Comecemos
por acreditar que o Governo quer mesmo encolher o Estado e que os senhores
juízes do Tribunal Constitucional se limitam a interpretar objectivamente a
Constituição.
Então é
oficial : a
Constituição não permite que o Estado encolha.
Escusado tentar cortar aqui ou ali. Salvo beliscadelas apenas
observáveis ao microscópio, não se consegue reduzir a quantidade de
funcionários públicos nem os respectivos ganhos a ponto de transformar uma máquina
imensa e inviável numa estrutura funcional e suportável.
É
assim. É proibido. É - todos em coro, agora - a lei fundamental.
Podia ser pior.
A Constituição podia afirmar explicitamente, ou sugerir à leitura
dos senhores juízes do TC, a obrigatoriedade de cada repartição municipal
empregar um mínimo de seis mil criaturas.

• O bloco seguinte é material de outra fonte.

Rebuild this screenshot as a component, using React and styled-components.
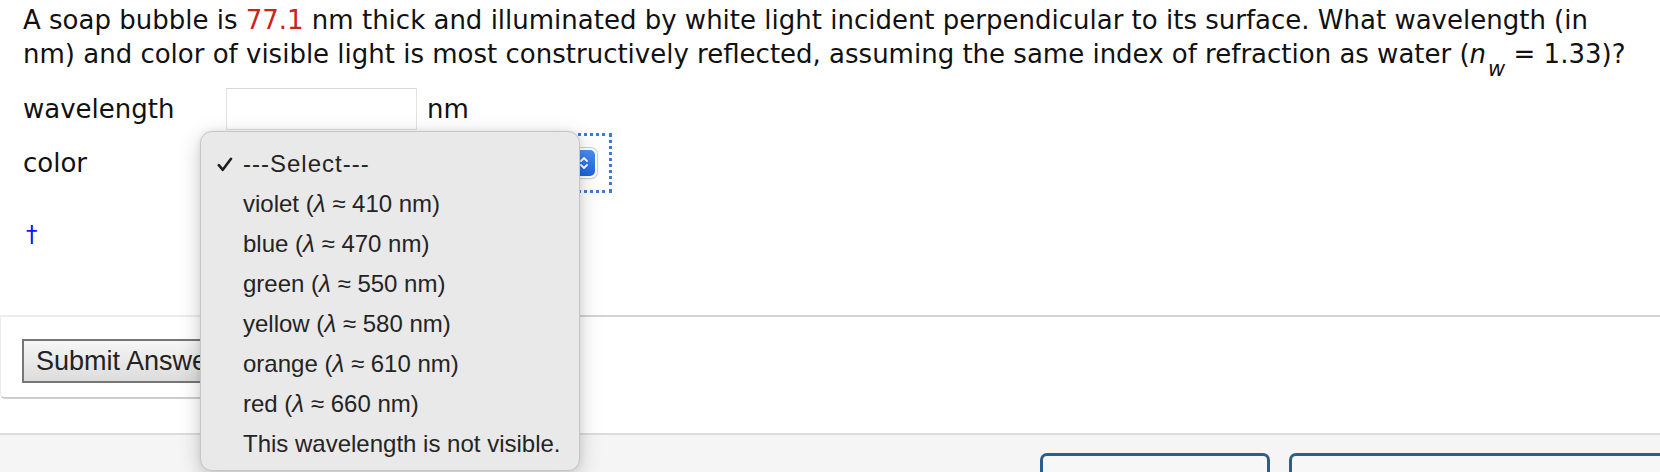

Ou a impossibilidade de os assalariados dos transportes públicos
receberem menos de 32 meses por ano.
Ou a necessidade de cada conservatória do registo civil possuir
cinco girafas nas traseiras.
Por
sorte, os iluminados que nos gloriosos tempos posteriores à revolução de 1974
redigiram o documento venerado por Jerónimo de Sousa foram suficientemente
vagos para que o pessoal das câmaras municipais ainda caiba dentro delas e um
inspector-chefe de tracção na CP aufira só 52 mil euros anuais.
E dispensaram as girafas.
Em suma, eis a Constituição que nos calhou e a qual, conforme
avisam centenas de comentadores orgulhosos, temos de respeitar.
Infelizmente, a questão não é essa.
Sobretudo se afirmado pelos seus beneficiários e entusiastas, o
carácter imperativo da Constituição é tão relevante quanto um pirómano jurar
que não passa sem provocar uma labaredazinha semanal.

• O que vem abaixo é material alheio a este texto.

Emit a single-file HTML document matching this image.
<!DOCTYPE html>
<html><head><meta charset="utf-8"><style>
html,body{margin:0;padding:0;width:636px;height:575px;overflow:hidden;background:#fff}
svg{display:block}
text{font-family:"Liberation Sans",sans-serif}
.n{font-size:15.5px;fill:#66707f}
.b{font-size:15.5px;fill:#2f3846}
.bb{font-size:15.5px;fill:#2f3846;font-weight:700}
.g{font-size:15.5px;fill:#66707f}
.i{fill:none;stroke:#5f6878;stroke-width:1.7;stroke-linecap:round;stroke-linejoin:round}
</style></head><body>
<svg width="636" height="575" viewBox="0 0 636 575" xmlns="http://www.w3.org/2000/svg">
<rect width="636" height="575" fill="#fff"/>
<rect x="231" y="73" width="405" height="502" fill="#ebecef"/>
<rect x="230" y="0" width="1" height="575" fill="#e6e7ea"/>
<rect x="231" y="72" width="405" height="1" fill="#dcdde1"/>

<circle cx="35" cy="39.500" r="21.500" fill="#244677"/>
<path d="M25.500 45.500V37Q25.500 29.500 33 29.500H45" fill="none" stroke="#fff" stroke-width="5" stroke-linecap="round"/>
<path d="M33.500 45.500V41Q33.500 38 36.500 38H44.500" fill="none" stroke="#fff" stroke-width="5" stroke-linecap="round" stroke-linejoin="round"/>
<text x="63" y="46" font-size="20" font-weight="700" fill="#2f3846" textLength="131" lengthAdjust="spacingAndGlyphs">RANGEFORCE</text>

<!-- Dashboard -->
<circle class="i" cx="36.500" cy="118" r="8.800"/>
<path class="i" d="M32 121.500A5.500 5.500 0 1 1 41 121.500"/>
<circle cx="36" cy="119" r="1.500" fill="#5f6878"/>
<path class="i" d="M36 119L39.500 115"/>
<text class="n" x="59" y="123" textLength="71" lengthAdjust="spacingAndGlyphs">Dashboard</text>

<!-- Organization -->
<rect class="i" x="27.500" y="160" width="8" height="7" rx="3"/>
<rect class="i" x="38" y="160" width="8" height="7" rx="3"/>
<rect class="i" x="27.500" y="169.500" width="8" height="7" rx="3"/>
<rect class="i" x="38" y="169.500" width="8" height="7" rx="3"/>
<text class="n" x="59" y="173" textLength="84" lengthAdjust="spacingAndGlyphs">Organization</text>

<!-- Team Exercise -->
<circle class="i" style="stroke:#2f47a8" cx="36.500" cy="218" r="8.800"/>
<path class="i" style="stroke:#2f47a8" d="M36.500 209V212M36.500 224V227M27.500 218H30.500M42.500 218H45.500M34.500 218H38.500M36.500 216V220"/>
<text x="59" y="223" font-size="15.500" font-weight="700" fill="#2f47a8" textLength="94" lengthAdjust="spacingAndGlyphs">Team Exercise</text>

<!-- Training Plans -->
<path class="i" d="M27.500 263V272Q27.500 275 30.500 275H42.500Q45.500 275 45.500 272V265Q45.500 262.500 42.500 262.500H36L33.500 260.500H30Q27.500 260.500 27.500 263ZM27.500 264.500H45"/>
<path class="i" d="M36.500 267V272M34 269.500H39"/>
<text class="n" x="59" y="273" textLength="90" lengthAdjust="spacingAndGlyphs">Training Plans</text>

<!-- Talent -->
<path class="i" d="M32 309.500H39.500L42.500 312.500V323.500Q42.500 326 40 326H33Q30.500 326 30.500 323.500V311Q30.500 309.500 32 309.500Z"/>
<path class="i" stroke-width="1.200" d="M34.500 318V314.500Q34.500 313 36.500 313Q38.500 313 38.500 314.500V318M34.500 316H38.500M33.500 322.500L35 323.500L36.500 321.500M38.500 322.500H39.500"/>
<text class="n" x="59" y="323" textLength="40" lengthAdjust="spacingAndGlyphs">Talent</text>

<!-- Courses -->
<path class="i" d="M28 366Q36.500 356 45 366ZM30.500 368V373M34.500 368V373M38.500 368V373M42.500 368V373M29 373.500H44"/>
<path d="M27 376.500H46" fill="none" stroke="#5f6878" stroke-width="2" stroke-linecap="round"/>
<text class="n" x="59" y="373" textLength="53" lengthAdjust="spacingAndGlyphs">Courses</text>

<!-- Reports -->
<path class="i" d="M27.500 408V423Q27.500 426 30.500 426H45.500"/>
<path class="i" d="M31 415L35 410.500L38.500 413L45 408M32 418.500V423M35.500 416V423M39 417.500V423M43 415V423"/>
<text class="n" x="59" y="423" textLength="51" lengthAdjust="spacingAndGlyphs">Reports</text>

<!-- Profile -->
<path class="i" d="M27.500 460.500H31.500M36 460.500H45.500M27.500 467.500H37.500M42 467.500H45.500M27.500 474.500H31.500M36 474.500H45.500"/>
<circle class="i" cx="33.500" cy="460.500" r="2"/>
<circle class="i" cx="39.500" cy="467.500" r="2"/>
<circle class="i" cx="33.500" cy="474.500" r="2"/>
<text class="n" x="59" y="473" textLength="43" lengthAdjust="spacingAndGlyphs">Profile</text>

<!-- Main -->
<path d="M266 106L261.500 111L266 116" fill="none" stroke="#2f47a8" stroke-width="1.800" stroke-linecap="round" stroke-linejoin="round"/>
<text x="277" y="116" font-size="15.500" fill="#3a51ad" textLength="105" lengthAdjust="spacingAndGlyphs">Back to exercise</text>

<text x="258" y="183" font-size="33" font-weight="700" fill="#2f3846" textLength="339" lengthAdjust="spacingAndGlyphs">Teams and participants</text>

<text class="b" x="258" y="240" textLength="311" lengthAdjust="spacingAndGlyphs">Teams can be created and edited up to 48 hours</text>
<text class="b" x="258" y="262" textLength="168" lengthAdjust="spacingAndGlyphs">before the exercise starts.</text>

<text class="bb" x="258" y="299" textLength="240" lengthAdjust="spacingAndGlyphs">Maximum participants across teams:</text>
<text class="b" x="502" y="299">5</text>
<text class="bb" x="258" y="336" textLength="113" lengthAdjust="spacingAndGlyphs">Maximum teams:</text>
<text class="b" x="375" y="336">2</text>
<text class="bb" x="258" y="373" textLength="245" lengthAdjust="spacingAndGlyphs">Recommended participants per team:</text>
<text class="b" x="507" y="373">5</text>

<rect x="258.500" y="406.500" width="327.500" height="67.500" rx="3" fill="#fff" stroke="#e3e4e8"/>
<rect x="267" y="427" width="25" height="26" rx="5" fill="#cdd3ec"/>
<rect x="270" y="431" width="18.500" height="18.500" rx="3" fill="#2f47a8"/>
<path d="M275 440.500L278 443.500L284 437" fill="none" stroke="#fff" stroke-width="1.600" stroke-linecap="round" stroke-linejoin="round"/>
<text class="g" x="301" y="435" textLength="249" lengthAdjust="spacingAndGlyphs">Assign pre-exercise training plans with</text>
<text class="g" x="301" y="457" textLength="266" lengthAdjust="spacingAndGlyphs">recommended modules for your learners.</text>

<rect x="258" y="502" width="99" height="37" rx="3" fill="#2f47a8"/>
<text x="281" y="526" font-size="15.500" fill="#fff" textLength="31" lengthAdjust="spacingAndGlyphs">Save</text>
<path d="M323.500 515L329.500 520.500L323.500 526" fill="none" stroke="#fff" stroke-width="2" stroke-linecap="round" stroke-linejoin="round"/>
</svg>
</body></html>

Logo que o enfiem na cadeia, passa, sim senhor.
Exigir que vivamos de acordo com atoardas rabiscadas num papel é
fácil.
E é fácil também perceber se somos capazes de o fazer: não somos.
Do alto
da sua sensatez, as Sagradas Escrituras permitiram que, ao longo de décadas,
às vezes devagarinho, outras vezes a uma velocidade propícia a náuseas,
erguêssemos a extraordinária situação em que hoje nos encontramos.
Respeitar
a Constituição representa, afinal, entrar em bancarrota,
processo que somente as
esmolas da "Europa" tornaram demorado.
Quando o contribuinte alemão reduziu a tolerância devotada a
mendigos estroinas, compreendemos que viver segundo a Constituição leva à morte
certa.
Ou não compreendemos? Obviamente, nem por isso.
Em qualquer dos casos, a discussão é académica.
Ao contrário do Governo, os factos preocupam-se pouquíssimo com os
senhores juízes do TC e já começaram a impor uma ordem assaz inconstitucional.
Uma
ordem brusca, nada simpática e, até certa altura, evitável, mas que a prazo e à
força reduzirá o Estado às dimensões adequadas, nos dias que correm muito
inferiores às alegadamente pretendidas pelo Governo e às desejadas pelo bom
senso.
A realidade é a verdadeira lei fundamental.
Segunda-feira, 2 de Setembro
Gestão de Carreira
A conta em que os políticos têm os eleitores é realmente muito
baixa.
E quanto maior a "proximidade", menor a conta.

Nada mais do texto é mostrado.